Кондратий Федорович Рылеев относился как раз к тем самым незначительным и невлиятельным лицам в российском обществе. Он родился 18 (29) сентября 1795 г. в имении Батово, неподалеку от Гатчины под Петербургом. Отец его был небогатым помещиком, в прошлом офицером, человеком очень жестоким. Биографы декабриста обычно называют его деспотом. Детей папаша беспощадно сек лозой за малейшую провинность.

Бытует любопытное народное предание о раннем детстве Кондратия: «Оптинский старец Варсонофий рассказывает о матери [47] , которой было открыто будущее ее сына — одного из декабристов, Кондратия Рылеева.

«Когда сыну было три года, он опасно заболел, находился при смерти; доктора говорили, что не доживет до утра. Я и сама об этом догадывалась, видя, как ребенок мечется и задыхается, — и заливалась слезами. Я думала: «Неужели нет спасения? Нет, оно есть! Господь милостив, молитвами Божией Матери Он исцелит моего мальчика, и он снова будет здоров… А если нет? Тогда, о Боже, поддержи меня, несчастную!» И я в отчаянии упала перед ликами Спасителя и Богородицы и жарко, горячо, со слезами молилась.

47

Анастасия Матвеевна Рылеева (ур. Эссен) (1758–1824).

Наконец, облокотившись возле кроватки ребенка, я забылась легким сном. И вдруг ясно услышала чей-то незнакомый, но приятный, сладкозвучный голос, говорящий мне: «Опомнись, не проси Господа о выздоровлении ребенка… Он, Всеведущий, знает, зачем хочет, чтобы ты и сын твой избежали будущих страданий.
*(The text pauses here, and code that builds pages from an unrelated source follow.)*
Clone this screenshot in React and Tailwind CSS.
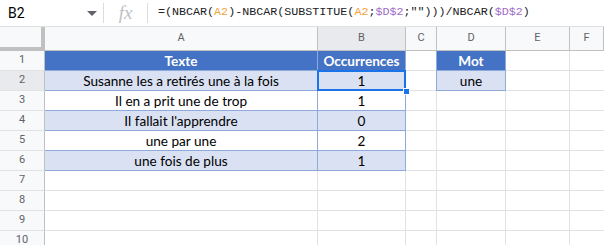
import React from "react";

const cols = [
  { key: "A", w: "w-[273px]" },
  { key: "B", w: "w-[88px]" },
  { key: "C", w: "w-[31px]" },
  { key: "D", w: "w-[69px]" },
  { key: "E", w: "w-[64px]" },
  { key: "F", w: "flex-1" },
];

const rows = [
  { n: 1, a: "Texte", b: "Occurrences", d: "Mot", head: true },
  { n: 2, a: "Susanne les a retirés une à la fois", b: "1", d: "une", band: true },
  { n: 3, a: "Il en a prit une de trop", b: "1" },
  { n: 4, a: "Il fallait l'apprendre", b: "0", band: true },
  { n: 5, a: "une par une", b: "2" },
  { n: 6, a: "une fois de plus", b: "1", band: true },
  { n: 7 },
  { n: 8 },
  { n: 9 },
  { n: 10 },
];

const dataFont = { fontFamily: "Lato, 'Open Sans', sans-serif" };

function Cell({ w, cls = "", children, style }) {
  return (
    <div
      className={`${w} h-full shrink-0 flex items-center justify-center box-border pt-px ${cls}`}
      style={style}
    >
      {children}
    </div>
  );
}

function DataRow({ r }) {
  const tableA = r.n <= 6;
  const tableD = r.n <= 2;
  const bgA = r.head ? "bg-[#4472c4]" : r.band ? "bg-[#d9e1f2]" : "bg-white";
  const bgD = r.n === 1 ? "bg-[#4472c4]" : r.n === 2 ? "bg-[#d9e1f2]" : "bg-white";
  const txt = r.head
    ? "text-white font-bold text-[13.6px]"
    : "text-black text-[13.6px]";
  const bA = tableA
    ? "border-b border-b-[#8eaadb] border-r border-r-[#e2e2e2]"
    : "border-b border-b-[#e2e2e2] border-r border-r-[#e2e2e2]";
  const bB = tableA
    ? "border-b border-b-[#8eaadb] border-r border-r-[#8eaadb] border-l border-l-[#8eaadb] -ml-px"
    : "border-b border-b-[#e2e2e2] border-r border-r-[#e2e2e2]";
  const bD = tableD
    ? "border-b border-b-[#8eaadb] border-r border-r-[#8eaadb] border-l border-l-[#8eaadb] -ml-px"
    : "border-b border-b-[#e2e2e2] border-r border-r-[#e2e2e2]";
  const rowHeadSel = r.n === 2;
  return (
    <div className="flex h-[20px]">
      <div
        className={`w-[45px] h-full shrink-0 box-border border-r border-r-[#c0c0c0] border-b border-b-[#e2e2e2] flex items-center justify-center text-[11px] text-[#5f6368] ${
          rowHeadSel ? "bg-[#e8eaed]" : "bg-[#f8f9fa]"
        }`}
        style={{ fontFamily: "Roboto, sans-serif" }}
      >
        {r.n}
      </div>
      <Cell w="w-[273px]" cls={`${bA} ${tableA ? bgA : "bg-white"} ${txt}`} style={dataFont}>
        {r.a}
      </Cell>
      <Cell
        w={tableA ? "w-[89px]" : "w-[88px]"}
        cls={`${bB} ${tableA ? bgA : "bg-white"} ${txt} relative`}
        style={dataFont}
      >
        {r.b}
        {r.n === 2 && (
          <>
            <div className="absolute -left-px -top-px -right-px -bottom-px border-2 border-[#1a73e8]" />
            <div className="absolute right-[-5px] bottom-[-5px] w-[7px] h-[7px] bg-[#1a73e8] border border-white z-10" />
          </>
        )}
      </Cell>
      <Cell w="w-[31px]" cls="border-b border-b-[#e2e2e2] border-r border-r-[#e2e2e2] bg-white" />
      <Cell
        w={tableD ? "w-[70px]" : "w-[69px]"}
        cls={`${bD} ${bgD} ${r.n === 1 ? "text-white font-bold text-[13.6px]" : "text-black text-[13.6px]"}`}
        style={dataFont}
      >
        {r.d}
      </Cell>
      <Cell w="w-[64px]" cls="border-b border-b-[#e2e2e2] border-r border-r-[#e2e2e2] bg-white" />
      <div className="flex-1 h-full border-b border-b-[#e2e2e2] bg-white" />
    </div>
  );
}

export default function App() {
  const mono = { fontFamily: "'Liberation Mono', 'DejaVu Sans Mono', monospace" };
  const orange = "text-[#f4a23a]";
  const purple = "text-[#a06cc9]";
  return (
    <div className="w-[604px] h-[245px] overflow-hidden bg-white select-none">
      {/* formula bar */}
      <div className="h-[27px] flex items-center border-b border-b-[#e0e0e0] box-border bg-white">
        <div
          className="w-[103px] h-full flex items-center pl-[8px] text-[14px] text-black"
          style={{ fontFamily: "Roboto, sans-serif" }}
        >
          <span className="flex-1">B2</span>
          <svg width="10" height="5" viewBox="0 0 10 5" className="mr-[6px] mt-[1px]">
            <path d="M0 0 L10 0 L5 5 Z" fill="#5f6368" />
          </svg>
        </div>
        <div className="w-px h-[20px] bg-[#dadce0]" />
        <div className="w-[43px] h-full flex items-center justify-center">
          <span
            className="text-[#bdc1c6] text-[19px] italic"
            style={{ fontFamily: "'Liberation Serif', serif" }}
          >
            fx
          </span>
        </div>
        <div className="w-px h-[20px] bg-[#dadce0]" />
        <div className="pl-[10px] text-[11.7px] text-[#202124] whitespace-pre" style={mono}>
          =(NBCAR(<span className={orange}>A2</span>)-NBCAR(SUBSTITUE(
          <span className={orange}>A2</span>;<span className={purple}>$D$2</span>;"")))/NBCAR(
          <span className={purple}>$D$2</span>)
        </div>
      </div>
      {/* column header */}
      <div className="flex h-[24px]" style={{ fontFamily: "Roboto, sans-serif" }}>
        <div className="w-[45px] h-full shrink-0 box-border bg-[#f8f9fa] border-r-[4px] border-r-[#c0c0c0] border-b-[4px] border-b-[#c0c0c0]" />
        {cols.map((c) => (
          <div
            key={c.key}
            className={`${c.w} h-full shrink-0 box-border border-r border-r-[#c0c0c0] border-b border-b-[#c0c0c0] flex items-center justify-center text-[11px] text-[#5f6368] ${
              c.key === "B" ? "bg-[#e8eaed]" : "bg-[#f8f9fa]"
            }`}
          >
            {c.key}
          </div>
        ))}
      </div>
      {rows.map((r) => (
        <DataRow key={r.n} r={r} />
      ))}
    </div>
  );
}
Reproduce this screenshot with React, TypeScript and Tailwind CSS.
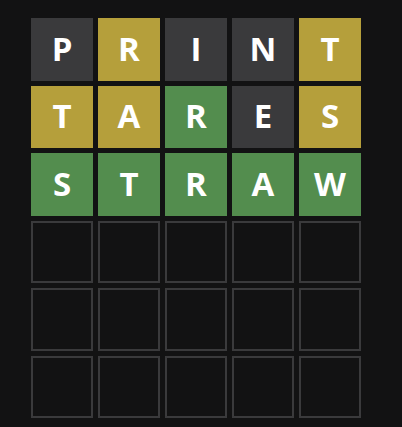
import React from "react";

type S = "g" | "y" | "d" | "e";
const rows: { l: string; s: S }[][] = [
  [
    { l: "P", s: "d" },
    { l: "R", s: "y" },
    { l: "I", s: "d" },
    { l: "N", s: "d" },
    { l: "T", s: "y" },
  ],
  [
    { l: "T", s: "y" },
    { l: "A", s: "y" },
    { l: "R", s: "g" },
    { l: "E", s: "d" },
    { l: "S", s: "y" },
  ],
  [
    { l: "S", s: "g" },
    { l: "T", s: "g" },
    { l: "R", s: "g" },
    { l: "A", s: "g" },
    { l: "W", s: "g" },
  ],
];

const cls: Record<S, string> = {
  g: "bg-[#538d4e]",
  y: "bg-[#b59f3b]",
  d: "bg-[#3a3a3c]",
  e: "border-2 border-[#3a3a3c]",
};

export default function App() {
  const all = [...rows];
  while (all.length < 6) all.push(Array.from({ length: 5 }, () => ({ l: "", s: "e" as S })));
  return (
    <div className="w-[402px] h-[427px] bg-[#121213] pt-[18px] pl-[31px]">
      <div
        className="grid grid-cols-5 grid-rows-6 gap-[5px] w-[330px] h-[400px]"
        style={{ fontFamily: '"Open Sans", "Noto Sans", sans-serif' }}
      >
        {all.flat().map((t, i) => (
          <div
            key={i}
            className={`flex items-center justify-center text-white font-bold text-[33px] leading-none pb-[2px] ${cls[t.s]}`}
          >
            {t.l}
          </div>
        ))}
      </div>
    </div>
  );
}
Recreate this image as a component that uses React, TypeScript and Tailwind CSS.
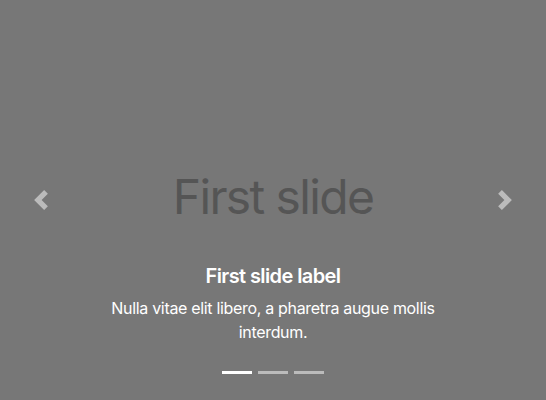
import { useState } from "react";

const slides = [
  { title: "First slide", label: "First slide label", text: "Nulla vitae elit libero, a pharetra augue mollis interdum." },
  { title: "Second slide", label: "Second slide label", text: "Lorem ipsum dolor sit amet, consectetur adipiscing elit." },
  { title: "Third slide", label: "Third slide label", text: "Praesent commodo cursus magna, vel scelerisque nisl consectetur." },
];

function Chevron({ dir }: { dir: "prev" | "next" }) {
  return (
    <svg width="20" height="20" viewBox="0 0 8 8" fill="#fff">
      {dir === "prev" ? (
        <path d="M5.25 0l-4 4 4 4 1.5-1.5L4.25 4l2.5-2.5L5.25 0z" />
      ) : (
        <path d="M2.75 0l-1.5 1.5L3.75 4l-2.5 2.5L2.75 8l4-4-4-4z" />
      )}
    </svg>
  );
}

export default function App() {
  const [active, setActive] = useState(0);
  const slide = slides[active];

  return (
    <div
      className="relative h-[400px] w-full overflow-hidden bg-[#777] text-white"
      style={{ fontFamily: "Inter, 'Noto Sans', sans-serif" }}
    >
      <div className="flex h-full items-center justify-center">
        <span className="translate-y-[-3px] text-[48px] leading-none tracking-[-0.034em] text-[#555]">
          {slide.title}
        </span>
      </div>

      <button
        type="button"
        className="absolute inset-y-0 left-0 flex w-[15%] items-center justify-center opacity-50"
        onClick={() => setActive((active + slides.length - 1) % slides.length)}
        aria-label="Previous"
      >
        <Chevron dir="prev" />
      </button>
      <button
        type="button"
        className="absolute inset-y-0 right-0 flex w-[15%] items-center justify-center opacity-50"
        onClick={() => setActive((active + 1) % slides.length)}
        aria-label="Next"
      >
        <Chevron dir="next" />
      </button>

      <div className="absolute bottom-5 left-[15%] right-[15%] py-5 text-center">
        <h5 className="mb-2 text-[20px] font-semibold leading-[1.2] tracking-[-0.03em]">{slide.label}</h5>
        <p className="mb-4 text-[16px] leading-6 tracking-[-0.02em]">{slide.text}</p>
      </div>

      <ol className="absolute bottom-0 left-0 right-0 mb-4 flex justify-center">
        {slides.map((s, i) => (
          <li
            key={s.title}
            onClick={() => setActive(i)}
            className={`mx-[3px] box-content h-[3px] w-[30px] cursor-pointer border-y-[10px] border-transparent bg-white bg-clip-padding ${
              i === active ? "opacity-100" : "opacity-50"
            }`}
          />
        ))}
      </ol>
    </div>
  );
}
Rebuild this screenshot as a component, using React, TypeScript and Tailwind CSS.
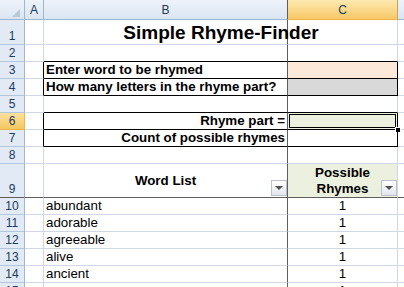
import type { ReactNode } from 'react'

type SheetRow = {
  n: number
  h?: string
  selected?: boolean
  boxAbove?: boolean
  boxed?: boolean
  freeze?: boolean
  b?: ReactNode
  c?: ReactNode
  cFill?: string
  cActive?: boolean
}

// row 15 is only a sliver at the bottom edge, its word is not readable
const words = ['abundant', 'adorable', 'agreeable', 'alive', 'ancient', '']

const rows: Array<SheetRow> = [
  {
    n: 1,
    h: 'h-[25px]',
    b: (
      <div className="w-[354px] shrink-0 text-center text-[19px] leading-[22px] font-bold">
        Simple Rhyme-Finder
      </div>
    ),
  },
  { n: 2, boxAbove: true },
  {
    n: 3,
    boxed: true,
    b: <span className="pl-[2px] font-bold">Enter word to be rhymed</span>,
    cFill: 'bg-[#fde9d9]',
  },
  {
    n: 4,
    boxed: true,
    b: <span className="pl-[2px] font-bold">How many letters in the rhyme part?</span>,
    cFill: 'bg-[#d9d9d9]',
  },
  { n: 5, boxAbove: true },
  {
    n: 6,
    boxed: true,
    selected: true,
    b: <span className="ml-auto pr-[2px] font-bold">Rhyme part =</span>,
    cFill: 'bg-[#ebf1de]',
    cActive: true,
  },
  {
    n: 7,
    boxed: true,
    b: <span className="ml-auto pr-[2px] font-bold">Count of possible rhymes</span>,
  },
  { n: 8 },
  {
    n: 9,
    h: 'h-[34px]',
    freeze: true,
    b: (
      <>
        <span className="w-full self-center text-center font-bold">Word List</span>
        <FilterButton />
      </>
    ),
    c: (
      <>
        <span className="w-full self-center text-center leading-[16px] font-bold">
          Possible
          <br />
          Rhymes
        </span>
        <FilterButton />
      </>
    ),
    cFill: 'bg-[#ebf1de]',
  },
  ...words.map((word, i) => ({
    n: 10 + i,
    b: word ? <span className="pl-[2px]">{word}</span> : undefined,
    c: <span className="w-full text-center">1</span>,
  })),
]

function FilterButton() {
  return (
    <span className="absolute right-0 bottom-[1px] flex h-[16px] w-[16px] items-center justify-center border border-[#b9c1cc] bg-gradient-to-b from-white to-[#e2e6ec]">
      <span className="h-0 w-0 border-x-[4px] border-t-[4px] border-x-transparent border-t-[#505050]" />
    </span>
  )
}

function ColumnHeader() {
  return (
    <div className="flex h-[20px] text-[12px] text-[#213a5c]">
      <div className="relative w-[25px] shrink-0 border-r border-b border-r-[#9eb6ce] border-b-[#9eb6ce] bg-gradient-to-b from-[#eef3fa] to-[#dbe5f2]">
        <span className="absolute right-[4px] bottom-[2px] h-0 w-0 border-b-[8px] border-l-[8px] border-b-[#b9c8da] border-l-transparent" />
      </div>
      <div className="flex w-[19px] shrink-0 items-center justify-center border-r border-b border-r-[#9eb6ce] border-b-[#9eb6ce] bg-gradient-to-b from-[#eef3fa] to-[#dbe5f2]">
        A
      </div>
      <div className="flex w-[244px] shrink-0 items-center justify-center border-r border-b border-r-[#5e5e5e] border-b-[#9eb6ce] bg-gradient-to-b from-[#eef3fa] to-[#dbe5f2]">
        B
      </div>
      <div className="flex w-[110px] shrink-0 items-center justify-center border-r border-b border-r-[#c9a45a] border-b-[#f2b443] bg-gradient-to-b from-[#fde9b0] to-[#f6c865]">
        C
      </div>
      <div className="flex-1 border-b border-b-[#9eb6ce] bg-gradient-to-b from-[#eef3fa] to-[#dbe5f2]" />
    </div>
  )
}

function Row({ row }: { row: SheetRow }) {
  const gridBottom = row.freeze
    ? 'border-b-[#5e5e5e]'
    : row.boxAbove || row.boxed
      ? 'border-b-black'
      : 'border-b-[#d0d7e5]'
  const plainBottom = row.freeze ? 'border-b-[#5e5e5e]' : 'border-b-[#d0d7e5]'

  return (
    <div className={`flex ${row.h ?? 'h-[17px]'} leading-[16px]`}>
      <div
        className={`flex w-[25px] shrink-0 items-end justify-center border-r border-b text-[12px] leading-[15px] text-[#213a5c] ${
          row.selected
            ? 'border-r-[#f2b443] border-b-[#f2b443] bg-gradient-to-b from-[#fbe19f] to-[#f5c660]'
            : `border-r-[#9eb6ce] bg-[#e2eaf5] ${row.freeze ? 'border-b-[#5e5e5e]' : 'border-b-[#b4c6db]'}`
        }`}
      >
        {row.n}
      </div>
      <div
        className={`w-[19px] shrink-0 border-r border-b ${plainBottom} ${
          row.boxed ? 'border-r-black' : 'border-r-[#d0d7e5]'
        }`}
      />
      <div
        className={`relative flex w-[244px] shrink-0 items-end border-r border-b border-r-[#5e5e5e] whitespace-nowrap ${gridBottom}`}
      >
        {row.b}
      </div>
      <div
        className={`relative flex w-[110px] shrink-0 items-end border-r border-b ${gridBottom} ${
          row.boxed ? 'border-r-black' : 'border-r-[#d0d7e5]'
        } ${row.cFill ?? ''}`}
      >
        {row.c}
        {row.cActive && (
          <>
            <span className="absolute inset-[1px] border border-black" />
            <span className="absolute right-[-4px] bottom-[-4px] h-[6px] w-[6px] border border-white bg-black" />
          </>
        )}
      </div>
      <div className={`flex-1 border-b ${plainBottom}`} />
    </div>
  )
}

export default function App() {
  return (
    <div className="h-[287px] w-[404px] overflow-hidden bg-white font-['Liberation_Sans',Arial,sans-serif] text-[13.33px] text-black">
      <ColumnHeader />
      {rows.map((row) => (
        <Row key={row.n} row={row} />
      ))}
    </div>
  )
}
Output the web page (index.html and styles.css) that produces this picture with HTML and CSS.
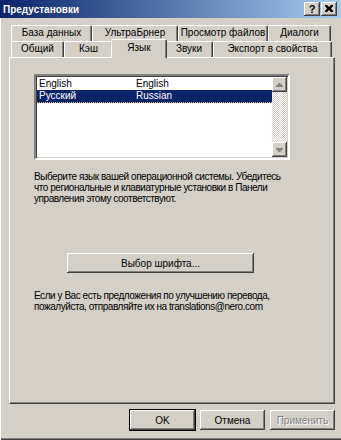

Что, если нужна теперь его смерть? Из благости, из милосердия Своего Я покажу тебе — неужели и тогда будешь молить о его выздоровлении?» — «Да, буду!» — «Показать тебе его будущее?» — «Да, да, я на все согласна». — «Ну, так следуй за Мной». И я, повинуясь чудному голосу, пошла сама не зная куда. Передо мной возник длинный ряд комнат. Первая, по всей обстановке, была та, где теперь лежал умирающий ребенок. Но он уже не умирал. Не слышно было предсмертного хрипа, он тихо, сладко спал, с легким румянцем на щеках, улыбаясь во сне. Я хотела подойти к кроватке, но голос уже звал меня в другую комнату. Там находился крепкий, резвый мальчик, он уже начинал учиться, кругом на столе лежали книги, тетради. Далее я видела его юношей, затем взрослым, на службе. Но вот уже предпоследняя комната. В ней сидело много незнакомых людей, они оживленно разговаривали, спорили о чем-то, шумели. Сын мой возбужденно доказывал им что-то, убеждал… Следующая комната, последняя, была закрыта занавесом. Я хотела было направиться туда, но снова услышала голос, сейчас он уже звучал грозно и резко: «Одумайся, безумная! Когда ты увидишь то, что скрывается за этим занавесом, будет уже поздно! Лучше покорись, не выпрашивай жизнь ребенку, теперь еще такому ангелу, не знающему зла…» Но я с криком: «Нет, нет, хочу, чтобы он жил!» — задыхаясь, спешила за занавес. Тут он медленно поднялся, и я увидела… виселицу! Я громко вскрикнула и очнулась. Наклонилась к ребенку, и каково было мое удивление, когда я увидела, что он спокойно, сладко спит, улыбаясь, с легким румянцем на щеках. Вскоре он проснулся и протянул ко мне ручонки, зовя: «Мама!» Я стояла недвижимо, словно очарованная. Все было как во сне, в первой комнате… И доктора, и знакомые, все были изумлены происшедшим чудом.

Время шло, сон мой исполнялся с буквальной точностью во всех, даже мелких подробностях: и юность его, и, наконец, те тайные сборища… Когда сын знакомил меня с новым своим другом, я сразу узнала человека, которого видела в предпоследней комнате. А дальше… более не могу продолжать. Вы поймете: эта смерть… виселица… о Боже! Клянусь вам, что это не бред, не больное мое воображение, а истина!»» [48] Надо сказать, что и самому Рылееву впоследствии довелось услышать самые мрачные предсказания о своей судьбе от парижской гадалки, о чем часто поминали его сослуживцы.

48

Непознанный мир веры. М.: Изд-во Сретенского монастыря, 2001.